- Excerpted data -
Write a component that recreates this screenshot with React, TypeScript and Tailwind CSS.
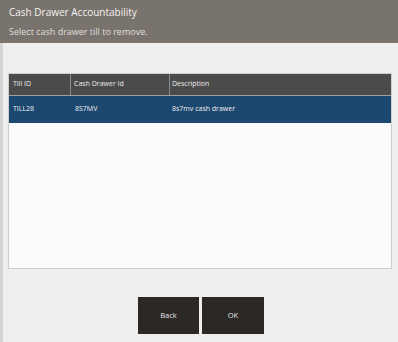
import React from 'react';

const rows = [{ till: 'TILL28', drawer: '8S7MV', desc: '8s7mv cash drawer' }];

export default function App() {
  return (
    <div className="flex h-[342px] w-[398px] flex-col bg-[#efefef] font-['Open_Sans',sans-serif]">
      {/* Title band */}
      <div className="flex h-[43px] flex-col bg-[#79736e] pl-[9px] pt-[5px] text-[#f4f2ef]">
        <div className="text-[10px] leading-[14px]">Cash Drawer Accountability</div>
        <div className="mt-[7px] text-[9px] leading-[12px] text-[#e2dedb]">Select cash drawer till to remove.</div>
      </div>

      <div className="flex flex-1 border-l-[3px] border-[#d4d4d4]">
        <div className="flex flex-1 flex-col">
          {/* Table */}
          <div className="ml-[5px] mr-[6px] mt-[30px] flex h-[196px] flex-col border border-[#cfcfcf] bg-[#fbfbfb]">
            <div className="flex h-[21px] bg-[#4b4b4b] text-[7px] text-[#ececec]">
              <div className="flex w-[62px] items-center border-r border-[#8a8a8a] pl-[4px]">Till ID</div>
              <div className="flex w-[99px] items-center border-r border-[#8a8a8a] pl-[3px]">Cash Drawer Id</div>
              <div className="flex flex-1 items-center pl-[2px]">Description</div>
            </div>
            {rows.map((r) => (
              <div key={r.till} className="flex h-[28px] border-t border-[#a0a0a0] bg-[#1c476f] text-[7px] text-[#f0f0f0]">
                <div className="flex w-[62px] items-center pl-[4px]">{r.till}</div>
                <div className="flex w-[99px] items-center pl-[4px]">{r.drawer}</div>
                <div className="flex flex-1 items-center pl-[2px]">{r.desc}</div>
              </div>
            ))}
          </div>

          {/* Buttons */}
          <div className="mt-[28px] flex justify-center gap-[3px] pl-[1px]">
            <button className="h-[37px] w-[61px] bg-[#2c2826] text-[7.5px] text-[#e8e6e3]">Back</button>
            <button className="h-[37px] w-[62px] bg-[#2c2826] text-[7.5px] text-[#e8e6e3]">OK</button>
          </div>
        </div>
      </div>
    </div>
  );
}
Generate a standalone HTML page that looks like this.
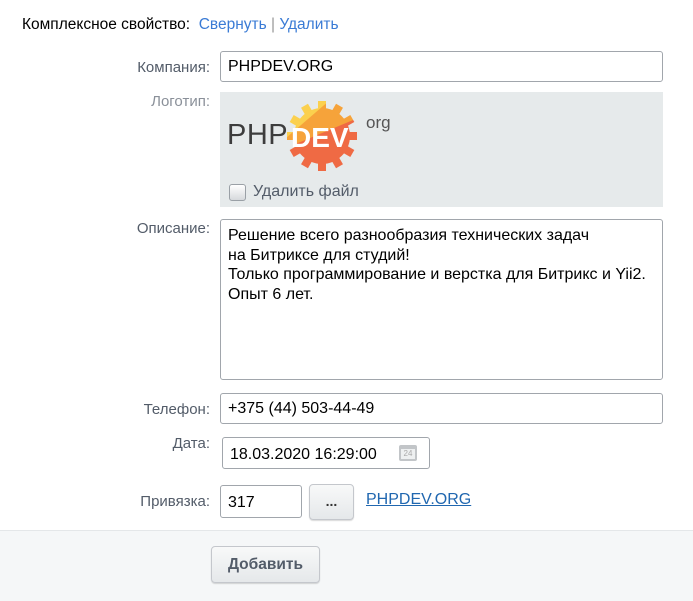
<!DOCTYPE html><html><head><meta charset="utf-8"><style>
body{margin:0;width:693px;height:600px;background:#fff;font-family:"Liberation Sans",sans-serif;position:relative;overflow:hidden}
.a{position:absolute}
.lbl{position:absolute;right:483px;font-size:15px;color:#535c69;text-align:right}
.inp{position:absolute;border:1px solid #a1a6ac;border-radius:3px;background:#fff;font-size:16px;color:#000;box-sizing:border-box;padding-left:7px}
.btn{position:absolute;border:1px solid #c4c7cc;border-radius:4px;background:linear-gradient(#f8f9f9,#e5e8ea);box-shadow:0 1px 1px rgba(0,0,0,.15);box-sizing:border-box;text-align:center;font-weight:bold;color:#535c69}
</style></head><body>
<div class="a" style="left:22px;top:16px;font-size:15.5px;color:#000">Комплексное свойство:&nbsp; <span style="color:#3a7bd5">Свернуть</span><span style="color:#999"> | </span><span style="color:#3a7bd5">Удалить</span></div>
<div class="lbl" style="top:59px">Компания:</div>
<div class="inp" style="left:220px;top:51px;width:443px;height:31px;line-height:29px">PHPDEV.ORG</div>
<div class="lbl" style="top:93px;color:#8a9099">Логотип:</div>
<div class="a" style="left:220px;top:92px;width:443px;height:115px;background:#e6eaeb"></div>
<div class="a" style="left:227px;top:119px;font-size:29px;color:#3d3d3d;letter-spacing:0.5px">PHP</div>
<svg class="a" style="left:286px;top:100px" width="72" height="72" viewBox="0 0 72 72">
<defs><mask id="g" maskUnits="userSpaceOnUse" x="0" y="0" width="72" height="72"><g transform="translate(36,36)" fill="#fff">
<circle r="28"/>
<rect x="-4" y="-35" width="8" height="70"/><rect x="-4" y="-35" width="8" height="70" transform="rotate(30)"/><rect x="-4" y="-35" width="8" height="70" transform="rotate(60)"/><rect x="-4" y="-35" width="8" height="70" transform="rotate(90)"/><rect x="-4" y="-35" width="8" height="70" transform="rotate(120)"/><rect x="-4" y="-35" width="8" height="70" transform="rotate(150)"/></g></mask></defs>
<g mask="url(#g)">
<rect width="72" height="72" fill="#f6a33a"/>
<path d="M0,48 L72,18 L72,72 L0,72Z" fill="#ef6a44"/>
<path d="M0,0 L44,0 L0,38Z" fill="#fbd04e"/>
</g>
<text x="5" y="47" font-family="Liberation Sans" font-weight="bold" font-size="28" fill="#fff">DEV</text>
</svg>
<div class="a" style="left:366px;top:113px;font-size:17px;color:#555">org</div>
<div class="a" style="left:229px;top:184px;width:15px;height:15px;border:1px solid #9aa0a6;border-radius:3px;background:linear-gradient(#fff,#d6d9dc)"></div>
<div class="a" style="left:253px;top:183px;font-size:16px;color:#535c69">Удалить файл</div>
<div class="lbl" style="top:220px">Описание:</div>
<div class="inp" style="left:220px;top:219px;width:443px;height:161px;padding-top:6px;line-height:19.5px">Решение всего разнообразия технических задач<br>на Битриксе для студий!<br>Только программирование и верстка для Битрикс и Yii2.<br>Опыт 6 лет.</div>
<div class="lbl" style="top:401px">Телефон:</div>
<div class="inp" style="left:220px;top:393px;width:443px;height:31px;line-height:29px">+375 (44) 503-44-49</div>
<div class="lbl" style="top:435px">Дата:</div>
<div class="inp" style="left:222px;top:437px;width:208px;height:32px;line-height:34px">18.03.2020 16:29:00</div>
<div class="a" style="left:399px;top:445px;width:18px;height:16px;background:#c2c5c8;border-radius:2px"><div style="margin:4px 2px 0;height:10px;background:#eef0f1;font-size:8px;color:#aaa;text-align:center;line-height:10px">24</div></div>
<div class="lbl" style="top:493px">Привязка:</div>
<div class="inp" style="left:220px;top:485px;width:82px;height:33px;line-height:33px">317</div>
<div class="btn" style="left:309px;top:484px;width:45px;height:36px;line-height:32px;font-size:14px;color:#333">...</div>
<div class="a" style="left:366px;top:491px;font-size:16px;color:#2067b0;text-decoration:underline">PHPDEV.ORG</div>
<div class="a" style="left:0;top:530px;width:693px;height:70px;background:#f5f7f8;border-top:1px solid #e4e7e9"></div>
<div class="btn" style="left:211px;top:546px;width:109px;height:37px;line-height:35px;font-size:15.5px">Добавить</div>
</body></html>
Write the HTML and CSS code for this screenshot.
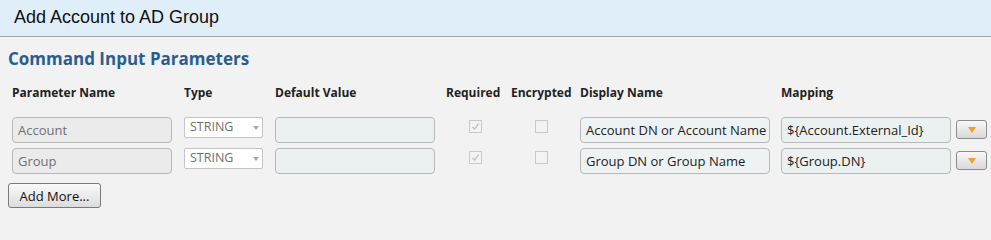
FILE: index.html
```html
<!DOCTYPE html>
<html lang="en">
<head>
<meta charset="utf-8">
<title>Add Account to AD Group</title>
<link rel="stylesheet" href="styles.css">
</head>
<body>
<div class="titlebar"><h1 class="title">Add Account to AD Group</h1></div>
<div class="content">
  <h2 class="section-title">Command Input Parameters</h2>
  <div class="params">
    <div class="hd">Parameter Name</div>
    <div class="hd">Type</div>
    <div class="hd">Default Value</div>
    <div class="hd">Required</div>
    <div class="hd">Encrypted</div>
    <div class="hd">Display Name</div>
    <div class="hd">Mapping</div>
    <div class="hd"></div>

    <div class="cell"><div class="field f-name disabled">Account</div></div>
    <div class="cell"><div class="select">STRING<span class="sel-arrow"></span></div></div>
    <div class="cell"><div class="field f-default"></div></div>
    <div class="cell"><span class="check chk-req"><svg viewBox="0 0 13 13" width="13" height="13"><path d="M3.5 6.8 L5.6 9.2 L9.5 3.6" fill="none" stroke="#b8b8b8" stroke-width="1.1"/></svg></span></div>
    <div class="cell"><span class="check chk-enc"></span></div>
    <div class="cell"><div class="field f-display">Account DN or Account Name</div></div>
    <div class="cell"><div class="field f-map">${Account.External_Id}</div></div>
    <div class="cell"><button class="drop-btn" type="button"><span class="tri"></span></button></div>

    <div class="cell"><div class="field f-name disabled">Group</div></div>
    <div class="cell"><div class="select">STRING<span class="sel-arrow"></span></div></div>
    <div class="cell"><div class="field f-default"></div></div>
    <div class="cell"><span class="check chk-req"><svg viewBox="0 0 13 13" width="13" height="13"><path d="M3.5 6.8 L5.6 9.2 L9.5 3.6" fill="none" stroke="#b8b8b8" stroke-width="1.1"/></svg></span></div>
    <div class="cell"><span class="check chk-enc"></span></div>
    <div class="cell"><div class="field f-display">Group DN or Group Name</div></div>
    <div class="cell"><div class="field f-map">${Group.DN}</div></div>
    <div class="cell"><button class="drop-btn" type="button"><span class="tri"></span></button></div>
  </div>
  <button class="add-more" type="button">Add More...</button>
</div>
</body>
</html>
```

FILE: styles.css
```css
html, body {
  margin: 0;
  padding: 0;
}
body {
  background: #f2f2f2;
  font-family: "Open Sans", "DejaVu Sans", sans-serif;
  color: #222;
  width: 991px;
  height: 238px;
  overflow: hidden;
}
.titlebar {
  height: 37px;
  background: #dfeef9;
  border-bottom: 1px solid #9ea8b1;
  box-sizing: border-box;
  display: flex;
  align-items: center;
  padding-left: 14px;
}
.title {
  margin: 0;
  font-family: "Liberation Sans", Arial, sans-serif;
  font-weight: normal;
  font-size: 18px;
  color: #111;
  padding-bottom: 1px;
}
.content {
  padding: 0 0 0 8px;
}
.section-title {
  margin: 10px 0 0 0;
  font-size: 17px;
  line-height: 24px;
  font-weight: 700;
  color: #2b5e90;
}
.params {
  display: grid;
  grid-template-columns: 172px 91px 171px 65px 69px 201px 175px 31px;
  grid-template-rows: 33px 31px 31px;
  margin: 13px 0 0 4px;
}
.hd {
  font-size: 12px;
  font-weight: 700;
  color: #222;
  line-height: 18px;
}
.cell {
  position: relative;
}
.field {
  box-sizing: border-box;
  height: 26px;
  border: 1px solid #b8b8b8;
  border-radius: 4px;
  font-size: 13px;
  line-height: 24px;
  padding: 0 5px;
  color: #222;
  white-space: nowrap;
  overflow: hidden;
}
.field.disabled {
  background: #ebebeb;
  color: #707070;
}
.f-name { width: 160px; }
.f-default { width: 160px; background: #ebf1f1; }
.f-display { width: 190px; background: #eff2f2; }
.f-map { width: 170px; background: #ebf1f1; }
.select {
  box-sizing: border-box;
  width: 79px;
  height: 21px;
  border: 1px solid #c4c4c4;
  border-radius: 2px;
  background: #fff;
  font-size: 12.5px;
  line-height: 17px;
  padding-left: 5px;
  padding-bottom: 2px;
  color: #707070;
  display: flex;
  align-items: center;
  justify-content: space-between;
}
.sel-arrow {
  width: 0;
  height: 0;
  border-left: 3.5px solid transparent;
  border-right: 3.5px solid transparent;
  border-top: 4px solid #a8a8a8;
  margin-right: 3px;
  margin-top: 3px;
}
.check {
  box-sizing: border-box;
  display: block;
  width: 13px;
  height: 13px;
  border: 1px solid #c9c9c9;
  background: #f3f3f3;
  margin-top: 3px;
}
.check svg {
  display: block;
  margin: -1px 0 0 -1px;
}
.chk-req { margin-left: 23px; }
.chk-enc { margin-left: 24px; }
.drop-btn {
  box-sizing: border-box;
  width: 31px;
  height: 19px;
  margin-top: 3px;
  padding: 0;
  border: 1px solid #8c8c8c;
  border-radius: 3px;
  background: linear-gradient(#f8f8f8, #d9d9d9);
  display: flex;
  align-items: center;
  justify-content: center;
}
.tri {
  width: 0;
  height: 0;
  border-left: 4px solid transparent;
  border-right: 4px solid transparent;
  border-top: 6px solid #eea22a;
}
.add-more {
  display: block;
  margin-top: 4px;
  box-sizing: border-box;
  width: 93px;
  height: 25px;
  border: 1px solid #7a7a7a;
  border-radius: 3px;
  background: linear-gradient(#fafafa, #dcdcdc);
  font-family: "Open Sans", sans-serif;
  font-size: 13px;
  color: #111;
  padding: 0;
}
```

- Challenge -
Across the records, how many lines contain "React"? Only the number should be given.

- Solution to this exercise -
2